On Friday afternoon, South Florida will make its final scheduled trip to UCF. The Bulls will take the field in the Bounce House, the Knights’ on-campus stadium situated next to their indoor practice facility and new athletics building, with conference championship and New Year’s Six signage shining down from the tower.
USF will get one last glimpse at what it could have been.
As UCF prepares to make its long-awaited move into the Power Five, effectively ending the War on I4, it’s frankly fascinating to look back on how badly South Florida has handled its program. The teams could have been making this move together. 2017 showed the awesome potential of a fully competitive War on I4, with more than four million people tuning in to watch two teams battle that looked to be on the cusp of becoming one of the must-see rivalries of college football.

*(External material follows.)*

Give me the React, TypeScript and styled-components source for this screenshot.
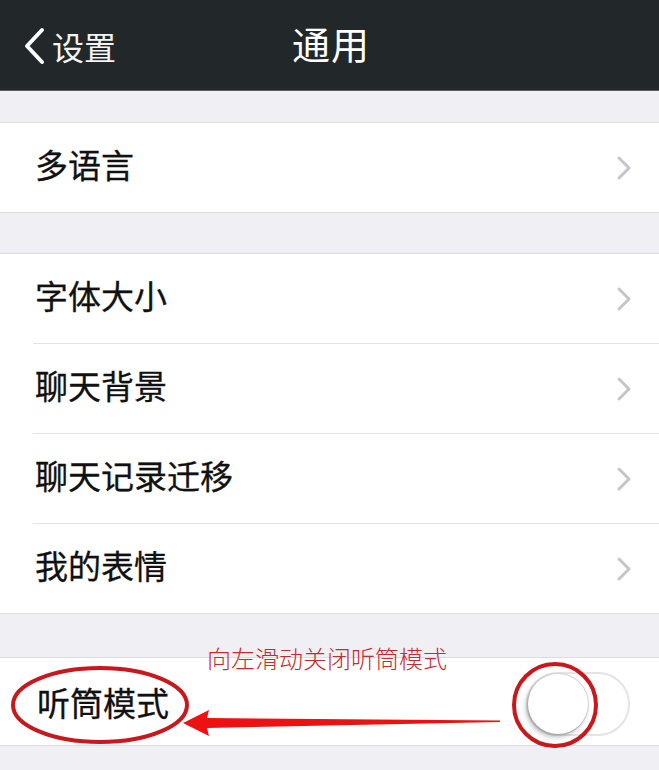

Hell, UCF and USF could have been doing this together in a power conference for years already, if the Bulls hadn’t blocked the Knights from entering the Big East.
Instead, the Knights are ascending as the Bulls are stagnating. USF is 15-31 since that classic 2017 game, still has the bare minimum for facilities, still has no on-campus stadium or plans for one and still has virtually no local fan support.
UCF, meanwhile, has won two conference championships, played in two New Year’s Six Bowls and finished ranked three times since that game. The Knights currently hold their best recruiting class in program history and recently unveiled an extensive facilities and stadium renovation plan.
These two programs should have so much in common and instead could not be more different. UCF invested in athletics every chance it could. It hired the right coaches, built facilities at warp speed and did everything in its power to position itself for an eventual Big 12 invite.
USF’s administration, at best, has been apathetic.
UCF fans will heartily disagree, but it’s truly too bad that things turned out this way. The Knights and Bulls always could have been more powerful together. We saw in 2017 how dual brand exposure could feed off itself to push both teams into the stratosphere. Truly great rivalries, with both programs firing on all cylinders, push teams to be the best versions of themselves.
But USF never embraced that simple fact, instead looking to sabotage UCF whenever it could. Perhaps their new rivalry with FAU will be more fruitful, but it doesn’t look likely with the Owls already possessing an on-campus stadium, better facilities and more fans before even entering the AAC.
The War on I4 could have become a staple of major college football. Instead, USF is the past and UCF is the future. And the rivalry itself will soon be forgotten.